The LIFO recapture amount is recognized as gross income in the final C Corporation tax year, resulting in an immediate tax liability. This cost is paid in installments, beginning with the final C Corporation return.
The IRS places scrutiny on the compensation arrangements of S Corporation owner-employees. This focus stems from the ability of S Corp owners to minimize payroll taxes by taking distributions instead of wages.
The fundamental compliance rule requires that any shareholder who provides services to the corporation must be paid a “reasonable salary.” This salary must be subject to Federal Insurance Contributions Act (FICA) taxes.
The IRS defines reasonable compensation based on what a comparable person performing similar duties would earn in the open market. The agency challenges S Corporations that pay minimal or no salary while simultaneously issuing large, tax-advantaged distributions to the owners.
Owner-employees who attempt to reduce their salary to avoid the FICA tax liability face audit risk. If the IRS reclassifies distributions as wages, the corporation is liable for back payroll taxes, penalties, and interest.

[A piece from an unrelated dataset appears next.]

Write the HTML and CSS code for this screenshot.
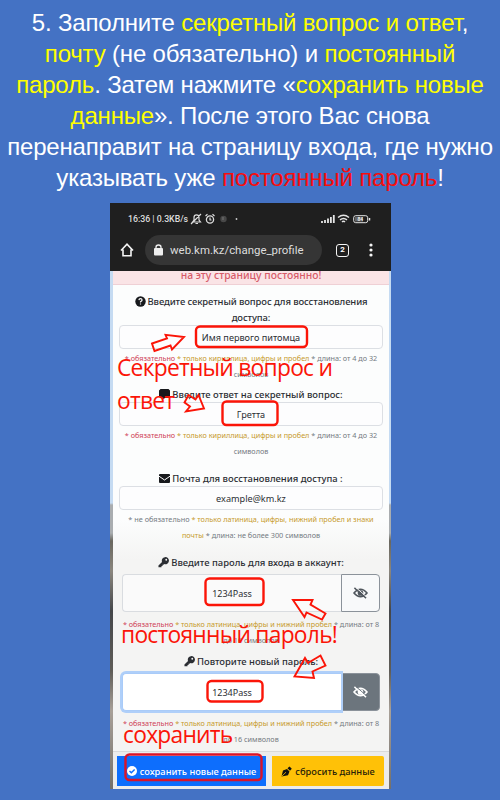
FILE: index.html
```html
<!DOCTYPE html>
<html lang="ru">
<head>
<meta charset="utf-8">
<title>Смена профиля</title>
<link rel="stylesheet" href="styles.css">
</head>
<body>
<svg class="defs" width="0" height="0">
  <symbol id="eye" viewBox="0 0 16 12"><path d="M1 6Q8-2 15 6Q8 14 1 6Z" fill="none" stroke="currentColor" stroke-width="1.600"/><circle cx="8" cy="6" r="3" fill="currentColor"/><path d="M1.500.5 14 11.500" stroke="currentColor" stroke-width="1.600"/><path d="M3 0 15.500 11" stroke="var(--gap)" stroke-width="1"/></symbol>
  <symbol id="key" viewBox="0 0 12 12"><path d="M.5 9.300 4.400 5.400A3.900 3.900 0 1 1 6.800 7.700L6 8.500H5V9.700H3.800V11.300H.5Z" fill="currentColor"/><circle cx="9" cy="3" r="1" fill="var(--gap)"/></symbol>
</svg>
<main class="slide">
  <h1 class="headline">
    <span>5. Заполните <em>секретный вопрос и ответ</em>,</span>
    <span><em>почту</em> (не обязательно) и <em>постоянный</em></span>
    <span><em>пароль</em>. Затем нажмите «<em>сохранить новые</em></span>
    <span><em>данные</em>». После этого Вас снова</span>
    <span>перенаправит на страницу входа, где нужно</span>
    <span>указывать уже <b>постоянный пароль</b>!</span>
  </h1>
  <section class="phone">
    <div class="status">
      <span class="clock">16:36 | 0.3KB/s</span>
      <svg class="st-icons" width="50" height="12" viewBox="0 0 50 12" fill="none" stroke="#ddd"><path d="M2.500 9 4 7V4.500Q4 1.800 6.500 1.800T9 4.500V7L10.500 9ZM1 11 11 1M5.500 10.500H8" stroke-width="1.200"/><circle cx="20" cy="6.500" r="3.600" stroke-width="1.300"/><path d="M15.500 3 17.500 1.200M24.500 3 22.500 1.200M20 4.500V7H21.500" stroke-width="1.200"/><circle cx="33.500" cy="6" r="3.200" fill="#484848" stroke="none"/><path d="M33 4V7" stroke="#777"/><circle cx="46.500" cy="6" r=".9" fill="#ccc" stroke="none"/></svg>
      <svg class="st-right" width="50" height="12" viewBox="0 0 50 12" fill="none" stroke="#e5e5e5"><path d="M1 10V8M4 10V7M7 10V5.500M9.900 10V4M12.800 10V2" stroke-width="1.800"/><path d="M17 4.500Q22.500 0 28 4.500M19 6.800Q22.500 4 26 6.800M21 8.900Q22.500 7.500 24 8.900" stroke-width="1.500"/><rect x="32.700" y="2.700" width="14" height="7" rx="2"/><rect x="34" y="4" width="8" height="4.500" fill="#666" stroke="none"/><path d="M48.500 5V7.500" stroke-width="1.500"/><text x="36.500" y="8.300" class="batt">84</text></svg>
    </div>
    <div class="browser">
      <svg class="home" width="14" height="14" viewBox="0 0 14 14" fill="none" stroke="#f5f5f5" stroke-width="1.600"><path d="M1 7.500 7 1.200 13 7.500M3 6.500V12.700H11V6.500"/></svg>
      <div class="url"><svg width="9" height="12" viewBox="0 0 9 12"><rect y="4" width="9" height="7.500" rx="1" fill="#eee"/><path d="M2 5V3.200Q2 1 4.500 1T7 3.200V5" fill="none" stroke="#eee" stroke-width="1.300"/></svg><span>web.km.kz/change_profile</span></div>
      <div class="tabs">2</div>
      <svg class="dots" width="4" height="14" viewBox="0 0 4 14" fill="#f5f5f5"><circle cx="2" cy="2" r="1.600"/><circle cx="2" cy="7" r="1.600"/><circle cx="2" cy="12" r="1.600"/></svg>
    </div>
    <div class="page">
      <div class="alert"><span>на эту страницу постоянно!</span></div>
      <form class="card">
        <div class="group g1">
          <label><svg width="11" height="11" viewBox="0 0 11 11"><circle cx="5.500" cy="5.500" r="5.200" fill="#17191c"/><path d="M3.900 4.100Q4 2.700 5.500 2.700T7.100 4Q7.100 4.800 5.500 5.800V6.500M5.500 7.400V8.600" fill="none" stroke="#fff" stroke-width="1.200"/></svg>Введите секретный вопрос для восстановления</label>
          <label>доступа:</label>
          <div class="input">Имя первого питомца</div>
          <p class="hint"><i>* обязательно</i> <u>* только кириллица, цифры и пробел</u> * длина: от 4 до 32</p>
          <p class="hint">символов</p>
        </div>
        <div class="group g2">
          <label><svg width="11" height="11" viewBox="0 0 11 11"><path d="M1.500 0H9.500L11 1.500V7.500L9.500 9H6L3 11V9H1.500L0 7.500V1.500Z" fill="#17191c"/></svg>Введите ответ на секретный вопрос:</label>
          <div class="input">Гретта</div>
          <p class="hint"><i>* обязательно</i> <u>* только кириллица, цифры и пробел</u> * длина: от 4 до 32</p>
          <p class="hint">символов</p>
        </div>
        <div class="group g3">
          <label><svg width="11" height="9" viewBox="0 0 11 9"><rect width="11" height="9" rx="1" fill="#17191c"/><path d="M0 2.200 5.500 6 11 2.200" fill="none" stroke="#fff"/></svg>Почта для восстановления доступа :</label>
          <div class="input">example@km.kz</div>
          <p class="hint mail"><s>* не обязательно</s> <u>* только латиница, цифры, нижний пробел и знаки</u></p>
          <p class="hint mail"><u>почты</u> * длина: не более 300 символов</p>
        </div>
        <div class="group g4">
          <label><svg class="key" width="11" height="11"><use href="#key"/></svg>Введите пароль для входа в аккаунт:</label>
          <div class="pass"><div class="field">1234Pass</div><div class="toggle"><svg width="15" height="12"><use href="#eye"/></svg></div></div>
          <p class="hint"><i>* обязательно</i> <u>* только латиница, цифры и нижний пробел</u> * длина: от 8</p>
          <p class="hint">до 16 символов</p>
        </div>
        <div class="group g5">
          <label><svg class="key" width="11" height="11"><use href="#key"/></svg>Повторите новый пароль:</label>
          <div class="pass focus"><div class="field">1234Pass</div><div class="toggle"><svg width="15" height="12"><use href="#eye"/></svg></div></div>
          <p class="hint"><i>* обязательно</i> <u>* только латиница, цифры и нижний пробел</u> * длина: от 8</p>
          <p class="hint">до 16 символов</p>
        </div>
      </form>
      <div class="actions">
        <div class="btn save"><svg width="10" height="10" viewBox="0 0 10 10"><circle cx="5" cy="5" r="5" fill="#fff"/><path d="M2.500 5 4.300 6.800 7.600 3.400" fill="none" stroke="#0d6efd" stroke-width="1.400"/></svg><span>сохранить новые данные</span></div>
        <div class="btn reset"><svg width="11" height="11" viewBox="0 0 11 11"><path d="M.5 10.500 2 4.500 6 3 8.500 5.500 7 9.300ZM6.500 2.300 8.500.4 10.800 2.700 9 4.800Z" fill="#111"/><path d="M.8 10.200 5 6.200" stroke="#ffc107" stroke-width=".8"/></svg><span>сбросить данные</span></div>
      </div>
    </div>
  </section>
  <div class="note n1">Секретный вопрос и</div>
  <div class="note n2">ответ</div>
  <div class="note n3">постоянный пароль!</div>
  <div class="note n4">сохранить</div>
  <svg class="marks" width="500" height="800" viewBox="0 0 500 800" fill="none" stroke="#fb1508" stroke-width="2.400">
    <rect x="196" y="326.500" width="111" height="20.500" rx="4"/>
    <rect x="222.500" y="401.500" width="55" height="23.500" rx="4"/>
    <rect x="205.500" y="578.500" width="58" height="26.500" rx="4"/>
    <rect x="207.500" y="681" width="55" height="20.500" rx="4"/>
    <rect x="125.500" y="754.500" width="136" height="25.500" rx="4" stroke="#dc1428"/>
    <g stroke-width="1.900"><path d="M152 343.500 167 338.500 165.500 334.800 184 337 172 349.500 170.500 345.500 154.500 351Z"/>
    <path d="M188.500 395 195.500 399.500 198.500 395 204 408.500 186 411.500 190 406.500 184.500 402.500Z"/>
    <path d="M293 600 312.500 600 310.500 604.500 325.500 613.500 322 619.500 306.500 612.500 304.500 617Z"/>
    <path d="M294.500 676.500 305 658 308 663 320.500 655.500 325.500 665.500 312.500 671.500 314 678Z"/></g>
  </svg>
</main>
</body>
</html>
```
FILE: styles.css
```css
* { box-sizing: border-box; }
body { margin: 0; background: #4472c4; }
.defs { position: absolute; }
.slide { position: relative; width: 500px; height: 800px; overflow: hidden; font-family: "Noto Sans", sans-serif; display: flex; flex-direction: column; }
.headline { margin: 0; padding-top: 7px; height: 203px; font: 400 24px/31.1px "Liberation Sans", sans-serif; color: #fff; text-align: center; white-space: nowrap; letter-spacing: -0.18px; }
.headline span { display: block; }
.headline em { font-style: normal; color: #ff0; }
.headline b { font-weight: 400; color: #f80d0d; }
.phone { width: 281px; height: 586px; margin-left: 110px; background: #1f1f1f; display: flex; flex-direction: column; }
.status { height: 32px; display: flex; align-items: center; padding: 0 20px 0 18px; font: 500 8.75px Roboto, sans-serif; color: #ddd; white-space: nowrap; }
.st-icons { margin-left: 2px; }
.st-right { margin-left: auto; }
.batt { font: bold 5px Roboto, sans-serif; fill: #eee; stroke: none; }
.browser { height: 36px; padding: 0 18px 6px 10px; display: flex; align-items: center; }
.home { margin-right: 11px; }
.url { width: 177px; height: 30px; border-radius: 15px; background: #353535; color: #ddd; font: 400 11.45px Roboto, sans-serif; display: flex; align-items: center; gap: 7px; padding-left: 9px; margin-right: 14px; white-space: nowrap; }
.tabs { width: 13px; height: 13px; border: 1.5px solid #f5f5f5; border-radius: 3px; font: bold 8px/10px Roboto, sans-serif; color: #fff; text-align: center; }
.dots { margin-left: auto; }
.page { flex: 1; min-height: 0; display: flex; flex-direction: column; padding: 0 2px 0 3px; background: linear-gradient(#c5dbf2 0 232px, #a9adb0 234px 262px, #69675f 270px, #8a867e 300px, #45474a 340px, #5f5d58 400px, #a8a098 440px, #74706a 100%); }
.alert { height: 14px; background: #fae4e6; border-bottom: 1px solid #efd0d5; color: #d75b69; font-size: 10.4px; font-weight: 500; line-height: 8px; text-align: center; white-space: nowrap; overflow: hidden; }
.card { height: 466px; background: linear-gradient(#fcfdfd 0 235px, #f4f4f3 275px); padding: 8px 3px 0; overflow: hidden; color: #2b2e33; --gap: #f6f6f6; }
.group { display: flex; flex-direction: column; white-space: nowrap; text-align: center; }
.g1 { height: 93px; } .g2 { height: 84px; } .g3 { height: 84px; } .g4 { height: 99px; }
.g1 label { letter-spacing: -0.1px; }
label { display: flex; align-items: center; justify-content: center; gap: 2px; height: 16px; font-size: 9.45px; font-weight: 500; }
.input { height: 24px; margin: 0 3px; border: 1px solid #dcdfe4; border-radius: 4px; background: #fdfdfe; font-size: 9.15px; line-height: 23px; }
.hint { margin: 0; height: 16px; font-size: 7.26px; line-height: 18px; color: #747a82; }
.mail { font-size: 7.3px; }
.hint i { font-style: normal; color: #cf4257; }
.hint u { text-decoration: none; color: #c79a2c; }
.hint s { text-decoration: none; }
.pass { display: flex; height: 38px; margin: 4px 6px 3px; font-size: 9px; }
.field { flex: 1; line-height: 38px; background: #fafafa; border: 1px solid #d9dce0; border-right: 0; border-radius: 4px 0 0 4px; }
.toggle { width: 39px; border: 1px solid #8b929a; border-radius: 0 4px 4px 0; display: flex; align-items: center; justify-content: center; color: #50565d; background: #f8f9fa; }
.focus .field { background: #fff; border-color: #a9cbf8; box-shadow: 0 0 0 2px #afcff9; z-index: 1; }
.focus .toggle { background: #6c757d; color: #fff; --gap: #6c757d; }
.actions { flex: 1; background: #ececec; border-top: 1px solid #d9d9d9; padding: 4px 4px 0; display: flex; gap: 6px; font-size: 9.3px; font-weight: 500; }
.btn { height: 30px; display: flex; align-items: center; justify-content: center; gap: 3px; white-space: nowrap; }
.save { width: 149px; background: #0d6efd; color: #fff; }
.reset { width: 112px; background: #ffc107; color: #292107; border-radius: 0 2px 2px 0; }
.note { position: absolute; z-index: 2; white-space: nowrap; color: #fb1508; font: 400 22.8px/30px "Open Sans", sans-serif; letter-spacing: -0.75px; }
.n1 { left: 117px; top: 353px; }
.n2 { left: 117px; top: 386px; }
.n3 { left: 121px; top: 620px; }
.n4 { left: 123px; top: 720px; }
.marks { position: absolute; z-index: 2; left: 0; top: 0; }
```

The treatment of fringe benefits for owners is less favorable than in a C Corporation. Owners holding 2% or more of the S Corporation’s stock are considered to be subject to the partnership rules regarding employee benefits.
This rule means that the cost of certain fringe benefits cannot be deducted by the S Corporation as a tax-free benefit. Instead, the premium cost must be included in the owner’s taxable W-2 income.
The inclusion of these benefits in the owner’s taxable income negates the tax advantage available to C Corporations and non-owner employees. A C Corporation, by contrast, can deduct these costs while the employee receives the benefit tax-free.
The administrative burden of the S Corporation structure is also greater than that of a single-member LLC. The S Corporation must run formal payroll, issue W-2s, and manage quarterly payroll tax filings, adding complexity to its operational requirements.